COLLECTED MATERIAL —
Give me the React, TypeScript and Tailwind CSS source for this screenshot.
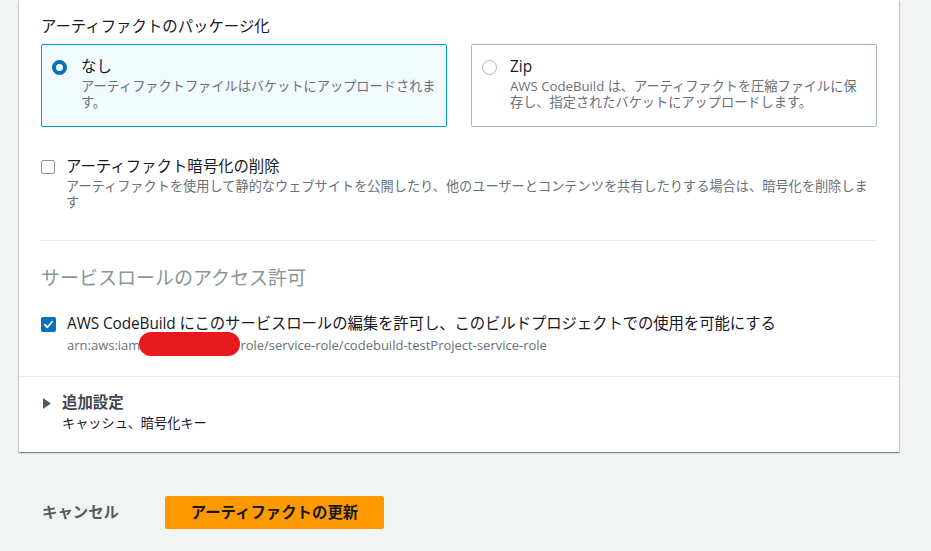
import React from "react"

const font = { fontFamily: '"Open Sans", "Noto Sans CJK JP", sans-serif' }

function Radio({ checked }: { checked: boolean }) {
  return checked ? (
    <span className="mt-[4px] block h-[15px] w-[15px] shrink-0 rounded-full border-[4px] border-[#0073bb] bg-white" />
  ) : (
    <span className="mt-[4px] block h-[15px] w-[15px] shrink-0 rounded-full border border-[#aab7b8] bg-white" />
  )
}

function Checkbox({ checked }: { checked: boolean }) {
  if (!checked) {
    return <span className="mt-[4px] block h-[14px] w-[14px] shrink-0 rounded-[2px] border border-[#879596] bg-white" />
  }
  return (
    <span className="mt-[4px] flex h-[15px] w-[15px] shrink-0 items-center justify-center rounded-[2px] bg-[#0073bb]">
      <svg width="11" height="11" viewBox="0 0 12 12" fill="none">
        <path d="M2 6.3 4.8 9 10 3" stroke="white" strokeWidth="2" strokeLinecap="round" strokeLinejoin="round" />
      </svg>
    </span>
  )
}

function Tile({ checked, title, lines }: { checked: boolean; title: string; lines: string[] }) {
  return (
    <div
      className={
        checked
          ? "flex h-[83px] gap-[14px] rounded-[2px] border border-[#00a1c9] bg-[#f1faff] pl-[10px] pt-[11px]"
          : "flex h-[83px] gap-[13px] rounded-[2px] border border-[#aab7b8] bg-white pl-[10px] pt-[11px]"
      }
    >
      <Radio checked={checked} />
      <div>
        <div className="text-[15.4px] leading-[22px] text-[#16191f]">{title}</div>
        {lines.map((l) => (
          <div key={l} className="whitespace-nowrap text-[13.2px] leading-[16px] text-[#687078]">
            {l}
          </div>
        ))}
      </div>
    </div>
  )
}

export default function App() {
  return (
    <div className="h-[551px] w-full overflow-hidden bg-[#f2f3f3]" style={font}>
      <div className="ml-[19px] w-[880px] bg-white shadow-[0_1px_1px_0_rgba(0,28,36,0.3),1px_1px_1px_0_rgba(0,28,36,0.15),-1px_1px_1px_0_rgba(0,28,36,0.15)]">
        <div className="px-[22px] pb-[21px] pt-[16px]">
          <div className="text-[15.4px] leading-[22px] text-[#16191f]">アーティファクトのパッケージ化</div>
          <div className="mt-[6px] grid grid-cols-2 gap-[24px]">
            <Tile checked title="なし" lines={["アーティファクトファイルはバケットにアップロードされま", "す。"]} />
            <Tile
              checked={false}
              title="Zip"
              lines={["AWS CodeBuild は、アーティファクトを圧縮ファイルに保", "存し、指定されたバケットにアップロードします。"]}
            />
          </div>

          <div className="mt-[29px] flex gap-[11px]">
            <Checkbox checked={false} />
            <div>
              <div className="text-[15.4px] leading-[22px] text-[#16191f]">アーティファクト暗号化の削除</div>
              <div className="whitespace-nowrap text-[13.2px] leading-[16px] text-[#687078]">
                アーティファクトを使用して静的なウェブサイトを公開したり、他のユーザーとコンテンツを共有したりする場合は、暗号化を削除しま
              </div>
              <div className="text-[13.2px] leading-[16px] text-[#687078]">す</div>
            </div>
          </div>

          <div className="mt-[30px] h-px bg-[#eaeded]" />

          <div className="mt-[25px] text-[19px] leading-[24px] text-[#879596]">サービスロールのアクセス許可</div>

          <div className="mt-[23px] flex gap-[11px]">
            <Checkbox checked />
            <div>
              <div className="text-[15.4px] leading-[22px] tracking-[-0.1px] text-[#16191f]">
                AWS CodeBuild にこのサービスロールの編集を許可し、このビルドプロジェクトでの使用を可能にする
              </div>
              <div className="whitespace-nowrap text-[13px] leading-[20px] text-[#687078]">
                arn:aws:iam
                <span className="relative inline-block h-[20px] w-[100px] align-top">
                  <span className="absolute left-[-1px] top-[-3px] h-[24px] w-[101px] rounded-full bg-[#e8191c]" />
                </span>
                role/service-role/codebuild-testProject-service-role
              </div>
            </div>
          </div>
        </div>

        <div className="border-t border-[#eaeded] px-[22px] pb-[20px] pt-[15px]">
          <div className="flex items-center gap-[11px] pl-[2px]">
            <svg width="8" height="11" viewBox="0 0 8 11">
              <path d="M0 0 8 5.5 0 11Z" fill="#545b64" />
            </svg>
            <span className="text-[15.4px] font-bold leading-[22px] text-[#414750]">追加設定</span>
          </div>
          <div className="pl-[21px] text-[13.2px] leading-[18px] text-[#16191f]">キャッシュ、暗号化キー</div>
        </div>
      </div>

      <div className="mt-[44px] flex items-center pl-[42px]">
        <span className="text-[15.4px] font-bold leading-[22px] text-[#545b64]">キャンセル</span>
        <button
          type="button"
          className="ml-[46px] flex h-[33px] w-[219px] items-center justify-center rounded-[2px] bg-[#ff9900] text-[15.4px] font-bold text-[#16191f]"
        >
          アーティファクトの更新
        </button>
      </div>
    </div>
  )
}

TASK DETAILS — Restate the full listing verbatim and drop every picture.

RESULT FOR THIS TASK —
Give me the React, TypeScript and Tailwind CSS source for this screenshot.
import React from "react"

const font = { fontFamily: '"Open Sans", "Noto Sans CJK JP", sans-serif' }

function Radio({ checked }: { checked: boolean }) {
  return checked ? (
    <span className="mt-[4px] block h-[15px] w-[15px] shrink-0 rounded-full border-[4px] border-[#0073bb] bg-white" />
  ) : (
    <span className="mt-[4px] block h-[15px] w-[15px] shrink-0 rounded-full border border-[#aab7b8] bg-white" />
  )
}

function Checkbox({ checked }: { checked: boolean }) {
  if (!checked) {
    return <span className="mt-[4px] block h-[14px] w-[14px] shrink-0 rounded-[2px] border border-[#879596] bg-white" />
  }
  return (
    <span className="mt-[4px] flex h-[15px] w-[15px] shrink-0 items-center justify-center rounded-[2px] bg-[#0073bb]">
      <svg width="11" height="11" viewBox="0 0 12 12" fill="none">
        <path d="M2 6.3 4.8 9 10 3" stroke="white" strokeWidth="2" strokeLinecap="round" strokeLinejoin="round" />
      </svg>
    </span>
  )
}

function Tile({ checked, title, lines }: { checked: boolean; title: string; lines: string[] }) {
  return (
    <div
      className={
        checked
          ? "flex h-[83px] gap-[14px] rounded-[2px] border border-[#00a1c9] bg-[#f1faff] pl-[10px] pt-[11px]"
          : "flex h-[83px] gap-[13px] rounded-[2px] border border-[#aab7b8] bg-white pl-[10px] pt-[11px]"
      }
    >
      <Radio checked={checked} />
      <div>
        <div className="text-[15.4px] leading-[22px] text-[#16191f]">{title}</div>
        {lines.map((l) => (
          <div key={l} className="whitespace-nowrap text-[13.2px] leading-[16px] text-[#687078]">
            {l}
          </div>
        ))}
      </div>
    </div>
  )
}

export default function App() {
  return (
    <div className="h-[551px] w-full overflow-hidden bg-[#f2f3f3]" style={font}>
      <div className="ml-[19px] w-[880px] bg-white shadow-[0_1px_1px_0_rgba(0,28,36,0.3),1px_1px_1px_0_rgba(0,28,36,0.15),-1px_1px_1px_0_rgba(0,28,36,0.15)]">
        <div className="px-[22px] pb-[21px] pt-[16px]">
          <div className="text-[15.4px] leading-[22px] text-[#16191f]">アーティファクトのパッケージ化</div>
          <div className="mt-[6px] grid grid-cols-2 gap-[24px]">
            <Tile checked title="なし" lines={["アーティファクトファイルはバケットにアップロードされま", "す。"]} />
            <Tile
              checked={false}
              title="Zip"
              lines={["AWS CodeBuild は、アーティファクトを圧縮ファイルに保", "存し、指定されたバケットにアップロードします。"]}
            />
          </div>

          <div className="mt-[29px] flex gap-[11px]">
            <Checkbox checked={false} />
            <div>
              <div className="text-[15.4px] leading-[22px] text-[#16191f]">アーティファクト暗号化の削除</div>
              <div className="whitespace-nowrap text-[13.2px] leading-[16px] text-[#687078]">
                アーティファクトを使用して静的なウェブサイトを公開したり、他のユーザーとコンテンツを共有したりする場合は、暗号化を削除しま
              </div>
              <div className="text-[13.2px] leading-[16px] text-[#687078]">す</div>
            </div>
          </div>

          <div className="mt-[30px] h-px bg-[#eaeded]" />

          <div className="mt-[25px] text-[19px] leading-[24px] text-[#879596]">サービスロールのアクセス許可</div>

          <div className="mt-[23px] flex gap-[11px]">
            <Checkbox checked />
            <div>
              <div className="text-[15.4px] leading-[22px] tracking-[-0.1px] text-[#16191f]">
                AWS CodeBuild にこのサービスロールの編集を許可し、このビルドプロジェクトでの使用を可能にする
              </div>
              <div className="whitespace-nowrap text-[13px] leading-[20px] text-[#687078]">
                arn:aws:iam
                <span className="relative inline-block h-[20px] w-[100px] align-top">
                  <span className="absolute left-[-1px] top-[-3px] h-[24px] w-[101px] rounded-full bg-[#e8191c]" />
                </span>
                role/service-role/codebuild-testProject-service-role
              </div>
            </div>
          </div>
        </div>

        <div className="border-t border-[#eaeded] px-[22px] pb-[20px] pt-[15px]">
          <div className="flex items-center gap-[11px] pl-[2px]">
            <svg width="8" height="11" viewBox="0 0 8 11">
              <path d="M0 0 8 5.5 0 11Z" fill="#545b64" />
            </svg>
            <span className="text-[15.4px] font-bold leading-[22px] text-[#414750]">追加設定</span>
          </div>
          <div className="pl-[21px] text-[13.2px] leading-[18px] text-[#16191f]">キャッシュ、暗号化キー</div>
        </div>
      </div>

      <div className="mt-[44px] flex items-center pl-[42px]">
        <span className="text-[15.4px] font-bold leading-[22px] text-[#545b64]">キャンセル</span>
        <button
          type="button"
          className="ml-[46px] flex h-[33px] w-[219px] items-center justify-center rounded-[2px] bg-[#ff9900] text-[15.4px] font-bold text-[#16191f]"
        >
          アーティファクトの更新
        </button>
      </div>
    </div>
  )
}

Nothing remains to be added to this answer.